Только что отправил Вам, дорогой друг, большое вчерашнее письмо, как получил письмо от Яши Цвибака <А. Седых>. Пишет, что, узнав о письме М<Марии> С<амойловны> ко мне, пошел к ней и «очень решительно осуждал ее». И дальше: «Получив ваше письмо, я вторично говорил с ней и опять ее упрекал. Она оправдывалась, – не знала, дескать, что вы больны; послала письмо в адрес Зайцевых, так как считала, что вы уехали и что Зайцевы перешлют. Надеялась, что Зайцевы, зная подлинное Ваше состояние, не перешлют письма, а они переслали – и т.д. Все это ужасно наивно и по-бабьи. Но я видел, что ей ужасно неприятно, что она жалеет и отправила вам телеграмму и напишет письмо, которым все исправит… Мне казалось, что Берберова была ее информатором и косвенно, своей нелепой и клеветнической информацией явилась виновницей ее разрыва с Вами. Не хочу повторять, что Берберова ей писала о Вас, – выходило так, что Бунин за свои поступки не отвечает…». Каково, дорогая моя? И что я сделал этой суке Берберовой? За что она так отплачивает мне? За то, что я долго защищал ее в гитлеровские времена, когда ее все ниццские евреи ругательски ругали за ее гитлеризм, – говорил, что не могу ее осуждать до тех пор, пока не узнаю что-нибудь точно? [BAR-TEFFI].

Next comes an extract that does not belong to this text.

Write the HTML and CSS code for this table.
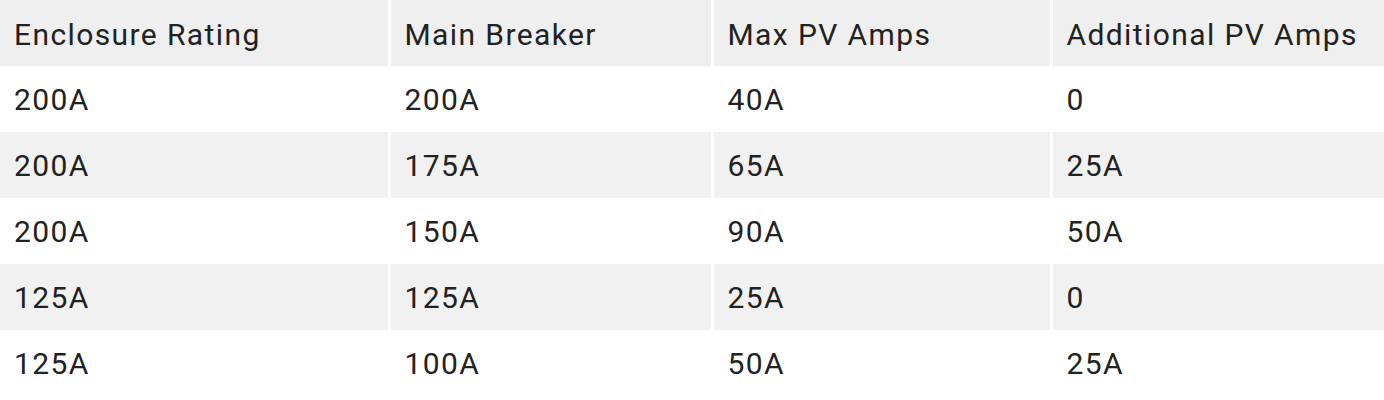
FILE: index.html
```html
<!DOCTYPE html>
<html lang="en">
<head>
<meta charset="utf-8">
<title>Enclosure Ratings</title>
<link rel="stylesheet" href="styles.css">
</head>
<body>
<table class="ratings">
  <colgroup>
    <col class="c1"><col class="c2"><col class="c3"><col class="c4">
  </colgroup>
  <thead>
    <tr><th>Enclosure Rating</th><th>Main Breaker</th><th>Max PV Amps</th><th>Additional PV Amps</th></tr>
  </thead>
  <tbody>
    <tr><td>200A</td><td>200A</td><td>40A</td><td>0</td></tr>
    <tr><td>200A</td><td>175A</td><td>65A</td><td>25A</td></tr>
    <tr><td>200A</td><td>150A</td><td>90A</td><td>50A</td></tr>
    <tr><td>125A</td><td>125A</td><td>25A</td><td>0</td></tr>
    <tr><td>125A</td><td>100A</td><td>50A</td><td>25A</td></tr>
  </tbody>
</table>
</body>
</html>
```
FILE: styles.css
```css
html, body {
  margin: 0;
  padding: 0;
  background: #ffffff;
}
.ratings {
  width: 1384px;
  table-layout: fixed;
  border-collapse: collapse;
  font-family: Roboto, "Liberation Sans", sans-serif;
  font-size: 30px;
  letter-spacing: 1.4px;
  color: #222222;
}
.c1 { width: 389px; }
.c2 { width: 323px; }
.c3 { width: 339px; }
.c4 { width: 333px; }
.ratings th,
.ratings td {
  height: 66px;
  padding: 0 0 0 14px;
  text-align: left;
  font-weight: 400;
  border-left: 3px solid #ffffff;
  box-sizing: border-box;
  white-space: nowrap;
}
.ratings th {
  padding-top: 3px;
}
.ratings th:first-child,
.ratings td:first-child {
  border-left: 0;
}
.ratings thead tr {
  background: #efefef;
}
.ratings tbody tr:nth-child(even) {
  background: #f1f1f1;
}
```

Обстановка нервозности, разброда и шатания, царившая, как уже говорилось, в «русском Париже», порождала как ложные слухи, так и устойчивые опасения на счет даже старых и, казалось бы, проверенных друзей. Потому голос Бунина, а он не раз объяснял причину своего ухода из Союза, не только в частной переписке, но и официально через газеты, никто не желал услышать. Сама же Мария Самойловна Цетлина, судя по свидетельствам современников [ТЭФФИ (II)], позднее явно сожалела о случившемся. Но на пике конфликта все, кто был в него вовлечен, хотя чувствовали себя явно не в своей тарелке, на мировую идти не желали. Тут явно за внешним «недоразумением», задетым самолюбием и ложной гордостью, стояло нечто большее, были затронуты какие-то очень чувствительные струны.

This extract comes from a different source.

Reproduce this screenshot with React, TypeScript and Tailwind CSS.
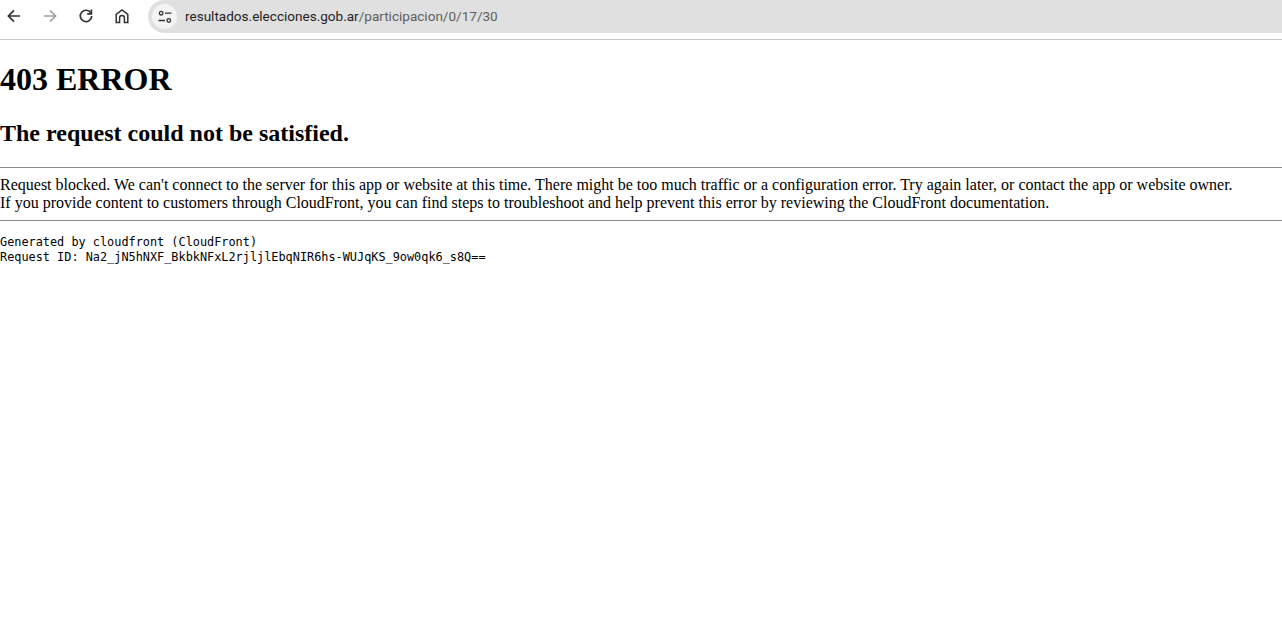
import React from 'react';

const TopBar = () => (
  <div className="flex h-10 border-b border-[#c8c8c8] bg-white">
    <div className="flex w-[148px] shrink-0 items-start pt-[4px]">
      <span className="ml-[2px] flex h-6 w-6 items-center justify-center">
        <svg width="16" height="16" viewBox="0 0 16 16" fill="none" stroke="#333" strokeWidth="1.7">
          <path d="M14 8H2.6M8 2.4 2.4 8 8 13.6" />
        </svg>
      </span>
      <span className="ml-3 flex h-6 w-6 items-center justify-center">
        <svg width="16" height="16" viewBox="0 0 16 16" fill="none" stroke="#a3a3a3" strokeWidth="1.7">
          <path d="M2 8h11.4M8 2.4 13.6 8 8 13.6" />
        </svg>
      </span>
      <span className="ml-3 flex h-6 w-6 items-center justify-center">
        <svg width="16" height="16" viewBox="0 0 16 16" fill="none" stroke="#333" strokeWidth="1.7">
          <path d="M13 5.2A5.7 5.7 0 1 0 13.7 8" />
          <path d="M13.4 1.6v4.2H9.2" />
        </svg>
      </span>
      <span className="ml-3 flex h-6 w-6 items-center justify-center">
        <svg width="16" height="16" viewBox="0 0 16 16" fill="none" stroke="#333" strokeWidth="1.5">
          <path d="M2.2 14.4V6.4L8 2l5.8 4.4v8h-3.4V9.8a2.4 2.4 0 0 0-4.8 0v4.6z" />
        </svg>
      </span>
    </div>
    <div className="flex h-[33px] flex-1 items-center rounded-l-[17px] bg-[#e0e0e0] pl-1">
      <span className="flex h-[25px] w-[25px] items-center justify-center rounded-full bg-[#f4f4f4]">
        <svg width="16" height="16" viewBox="0 0 16 16" fill="none" stroke="#333" strokeWidth="1.3">
          <circle cx="4.2" cy="4.2" r="1.8" />
          <path d="M8 4.2h6.5M1.5 11.5H8" />
          <circle cx="11.8" cy="11.5" r="1.8" />
        </svg>
      </span>
      <span className="ml-[8px] font-['Roboto',sans-serif] text-[13.55px] text-[#1f1f1f]">
        resultados.elecciones.gob.ar<span className="text-[#5f5f5f]">/participacion/0/17/30</span>
      </span>
    </div>
  </div>
);

export default function App() {
  return (
    <div className="min-h-[626px] bg-white font-['Liberation_Serif',serif] text-black">
      <TopBar />
      <h1 className="mt-[21px] text-[32px] leading-[37px] font-bold">403 ERROR</h1>
      <h2 className="mt-[22px] text-2xl leading-[27px] font-bold">The request could not be satisfied.</h2>
      <hr className="mt-[20px] border-[#8c8c8c]" />
      <div className="mt-2 text-base leading-[18px]">
        Request blocked. We can't connect to the server for this app or website at this time. There might be too much traffic or a configuration error. Try again later, or contact the app or website owner.
        <br />
        If you provide content to customers through CloudFront, you can find steps to troubleshoot and help prevent this error by reviewing the CloudFront documentation.
      </div>
      <hr className="mt-2 border-[#8c8c8c]" />
      <pre className="mt-[14px] font-['DejaVu_Sans_Mono',monospace] text-[11.87px] leading-[15px]">
        Generated by cloudfront (CloudFront)
        {'\n'}Request ID: Na2_jN5hNXF_BkbkNFxL2rjljlEbqNIR6hs-WUJqKS_9ow0qk6_s8Q==
      </pre>
    </div>
  );
}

Осенью 1948 г. Алдановы снова вернулись в Ниццу, откуда 16 декабря 1948 года Татьяна Ландау-Алданова писала Вере Буниной:

Дорогая Вера Николаевна,

Спасибо за милое письмо. Мне очень жаль, что я Вас до сих пор не видела. Надеюсь все же повидать Вас и Ивана Алексеевича перед отъездом <в Нью-Йорк>. У меня была надежда, что Вы соберетесь к нам в Ниццу? Я вполне разделяю Ваше раздражение по поводу этой истории с Марьей Самойловной. Все, что Вы мне пишете о Зайцевых, тоже очень грустно, и у меня пропала всякая охота со всеми встречаться. Относительно «Нового Журнала» я с Вами несогласна. У меня – увы – нет такого уж влияния на моего, но на этот раз я и не попробую влиять на него, чтобы он остался в «Новом Журнале». Бог с ним, с «Новым Журналом». Потеряют наших «мужиков», как говорит Вера Алексеевна <Зайцева>, зато приобрели Берберову427, пусть ее и печатают. Но как же Вы пополните дефицит в 20.000 долларов? Довольно чувствительная потеря! Разве что большевики вознаградят Вас как потерпевших. Требуйте с них 40.000, никак не меньше428. А в общем, не стоит даже очень и огорчаться, до того все это глупо и противно. Целую Вас, передайте мой сердечный привет Ивану Алексеевичу, всего хорошего.

Ваша Т. Ландау

Пару недель спустя, 7 января 1949 года, Марк Алданов послал письмо М.С. Цетлиной, где четко изложил позицию, которую он занял в ее конфликте с Буниным, и объяснил мотивы своего ухода из «Нового журнала». Этим письмом был так же подтвержден полный и окончательный разрыв их многолетних дружеских отношений:

…позвольте Вам сказать (хотя это всем совершенно ясно и не может не быть ясно), что финансовые расчеты не имели и не имеют ни малейшего отношения ни к моему уходу из «Н. Журнала», ни к прекращению наших давних дружеских отношений. <…> единственной причиной было Ваше письмо к Бунину, – Вы это знаете. <…> Бунин был вместе со мной инициатором «Нового Журнала».